Bipolar Hydrogen Production from a Hybrid Alkaline-Acidic Formaldehyde-Proton Fuel Cell.

Abstract

Due to a positive standard reaction Gibbs free energy (Δ_rG_m ^θ) of 237.1 kJ mol^-1, electric energy input is indispensable for hydrogen production by conventional electrochemical water splitting. This energy requirement can be reduced by replacing the anodic oxygen evolution reaction to thermodynamic favorable small-molecules oxidation reactions. In this work, anodic formaldehyde oxidation reaction (FOR) in alkaline media was paired with cathodic hydrogen evolution reaction (HER) in acidic media to establish a thermodynamically downhill system. The utilization of electrochemical neutralization energy in a hybrid alkaline-acidic electrolyte configuration enables a further decrease in Δ_rG_m ^θ. Therefore, the resulting hybrid alkaline-acidic formaldehyde-proton fuel cell (FPFC) exhibits a significantly reduced Δ_rG_m ^θ of -101.5 kJ mol^-1. A bifunctional Ru-doped Cu catalyst (Ru─Cu NTs@CM) was designed and synthesized to simultaneously promote the kinetics of acidic HER and alkaline FOR, demonstrating superior catalytic activity and durability to pristine Cu and Ru catalysts.

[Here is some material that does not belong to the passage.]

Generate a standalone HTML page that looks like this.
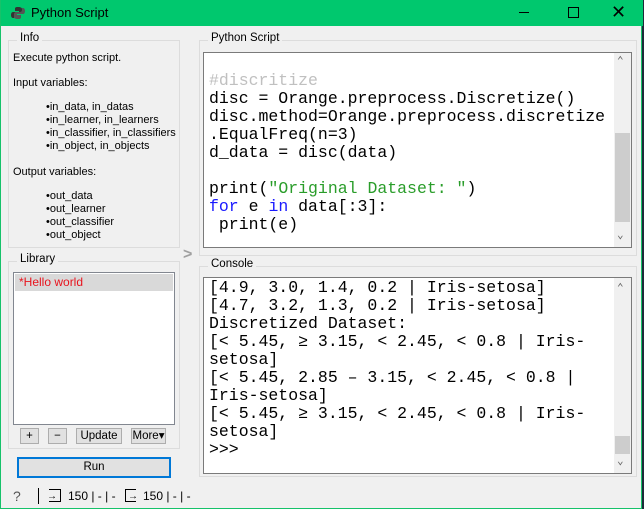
<!DOCTYPE html>
<html><head><style>
*{box-sizing:border-box;margin:0;padding:0}
body{width:644px;height:509px;background:#1e2a3a;position:relative;overflow:hidden;font-family:"Liberation Sans",sans-serif;font-size:12px;color:#000}
.win{position:absolute;left:0;top:0;width:642px;height:509px;background:#f0f0f0;border:1px solid #16c26a;border-top:none}
.title{position:absolute;left:0;top:0;width:642px;height:26px;background:#00c86e}
.title .t{position:absolute;left:30px;top:5px;font-size:13px}
.abs{position:absolute}
.gb{position:absolute;border:1px solid #dcdcdc}
.gl{position:absolute;background:#f0f0f0;padding:0 3px;font-size:11.5px;top:-9px;left:8px}
.code{position:absolute;background:#fff;border:1px solid #7a7a7a;font-family:"Liberation Mono",monospace;font-size:16.5px;line-height:18px;white-space:pre;overflow:hidden}
.sb{position:absolute;right:0;top:0;bottom:0;width:17px;background:#f0f0f0}
.btn{position:absolute;background:#e1e1e1;border:1px solid #adadad;font-size:11.5px;text-align:center;line-height:14px}
.li{position:absolute;font-size:11px}
</style></head><body>
<div class="win">
<div class="title">
<svg class="abs" style="left:10px;top:6px" width="14" height="14"><path d="M7 1C4 1 4 2 4 3v2h4v1H2C1 6 0 7 0 9s1 3 2 3h1v-2c0-1 1-2 2-2h4c1 0 2-1 2-2V3c0-1-1-2-4-2z" fill="#333"/><path d="M7 13c3 0 3-1 3-2V9H6V8h6c1 0 2-1 2-3s-1-3-2-3h-1v2c0 1-1 2-2 2H5C4 6 3 7 3 8v3c0 1 1 2 4 2z" fill="#555"/></svg>
<div class="t">Python Script</div>
<div class="abs" style="left:518px;top:12px;width:10px;height:1px;background:#000"></div>
<div class="abs" style="left:567px;top:7px;width:11px;height:11px;border:1px solid #000"></div>
<div class="abs" style="left:610px;top:1px;font-size:18px;line-height:22px">✕</div>
</div>

<div class="gb" style="left:7px;top:40px;width:172px;height:208px"><div class="gl">Info</div></div>
<div class="li" style="left:12px;top:52px">Execute python script.</div>
<div class="li" style="left:12px;top:77px">Input variables:</div>
<div class="li" style="left:45px;top:101px;line-height:13px">•in_data, in_datas<br>•in_learner, in_learners<br>•in_classifier, in_classifiers<br>•in_object, in_objects</div>
<div class="li" style="left:12px;top:166px">Output variables:</div>
<div class="li" style="left:45px;top:190px;line-height:13px">•out_data<br>•out_learner<br>•out_classifier<br>•out_object</div>

<div class="gb" style="left:7px;top:261px;width:172px;height:188px"><div class="gl">Library</div></div>
<div class="abs" style="left:12px;top:272px;width:162px;height:153px;background:#fff;border:1px solid #828790">
<div style="margin:1px;height:17px;background:#d9d9d9;color:#e8141e;padding-left:4px;line-height:17px;font-size:12px">*Hello world</div></div>
<div class="btn" style="left:19px;top:428px;width:19px;height:16px">+</div>
<div class="btn" style="left:47px;top:428px;width:19px;height:16px">−</div>
<div class="btn" style="left:75px;top:428px;width:46px;height:16px">Update</div>
<div class="btn" style="left:130px;top:428px;width:35px;height:16px">More▾</div>
<div class="btn" style="left:16px;top:457px;width:154px;height:21px;border:2px solid #0078d7;line-height:17px">Run</div>

<div class="abs" style="left:182px;top:246px;color:#a0a0a0;font-size:16px;font-weight:bold">&gt;</div>

<div class="gb" style="left:198px;top:40px;width:438px;height:216px"><div class="gl">Python Script</div></div>
<div class="code" style="left:202px;top:52px;width:429px;height:196px;padding:1px 0 0 5px"> 
<span style="color:#c0c0c0">#discritize</span>
disc = Orange.preprocess.Discretize()
disc.method=Orange.preprocess.discretize
.EqualFreq(n=3)
d_data = disc(data)

print(<span style="color:#2a9d2a">"Original Dataset: "</span>)
<span style="color:#1a1aff">for</span> e <span style="color:#1a1aff">in</span> data[:3]:
 print(e)
<div class="sb"><div class="abs" style="left:3px;top:0;font-size:11px;color:#606060">⌃</div><div class="abs" style="left:1px;top:80px;width:15px;height:89px;background:#cdcdcd"></div><div class="abs" style="left:3px;bottom:2px;font-size:11px;color:#606060">⌄</div></div>
</div>

<div class="gb" style="left:198px;top:266px;width:438px;height:211px"><div class="gl">Console</div></div>
<div class="code" style="left:202px;top:277px;width:429px;height:197px;padding:1px 0 0 5px">[4.9, 3.0, 1.4, 0.2 | Iris-setosa]
[4.7, 3.2, 1.3, 0.2 | Iris-setosa]
Discretized Dataset:
[&lt; 5.45, ≥ 3.15, &lt; 2.45, &lt; 0.8 | Iris-
setosa]
[&lt; 5.45, 2.85 – 3.15, &lt; 2.45, &lt; 0.8 |
Iris-setosa]
[&lt; 5.45, ≥ 3.15, &lt; 2.45, &lt; 0.8 | Iris-
setosa]
&gt;&gt;&gt;
<div class="sb"><div class="abs" style="left:3px;top:2px;font-size:11px;color:#606060">⌃</div><div class="abs" style="left:1px;top:158px;width:15px;height:18px;background:#cdcdcd"></div><div class="abs" style="left:3px;bottom:2px;font-size:11px;color:#606060">⌄</div></div>
</div>

<div class="abs" style="left:12px;top:488px;font-size:14px;color:#555">?</div>
<div class="abs" style="left:37px;top:488px;width:1px;height:16px;background:#000"></div>
<div class="abs" style="left:48px;top:489px;width:12px;height:13px;border:1px solid #000;border-left:none"></div>
<div class="abs" style="left:46px;top:491px;font-size:10px">→</div>
<div class="li" style="left:67px;top:489px;font-size:12px">150 | - | -</div>
<div class="abs" style="left:124px;top:489px;width:11px;height:13px;border:1px solid #000;border-right:none"></div>
<div class="abs" style="left:127px;top:491px;font-size:10px">→</div>
<div class="li" style="left:142px;top:489px;font-size:12px">150 | - | -</div>
</div>
</body></html>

This catalyst enabled concurrent bipolar H₂ production and electricity generation from the assembled FPFC, reaching a peak power density of 18.3 mW cm^-2 at 53.4 mA cm^-2. A combination of (quasi) in situ characterizations and theoretical calculations unveiled the important mechanistic role of Ru-doping in enhancing the Cu catalyst's activity and stability.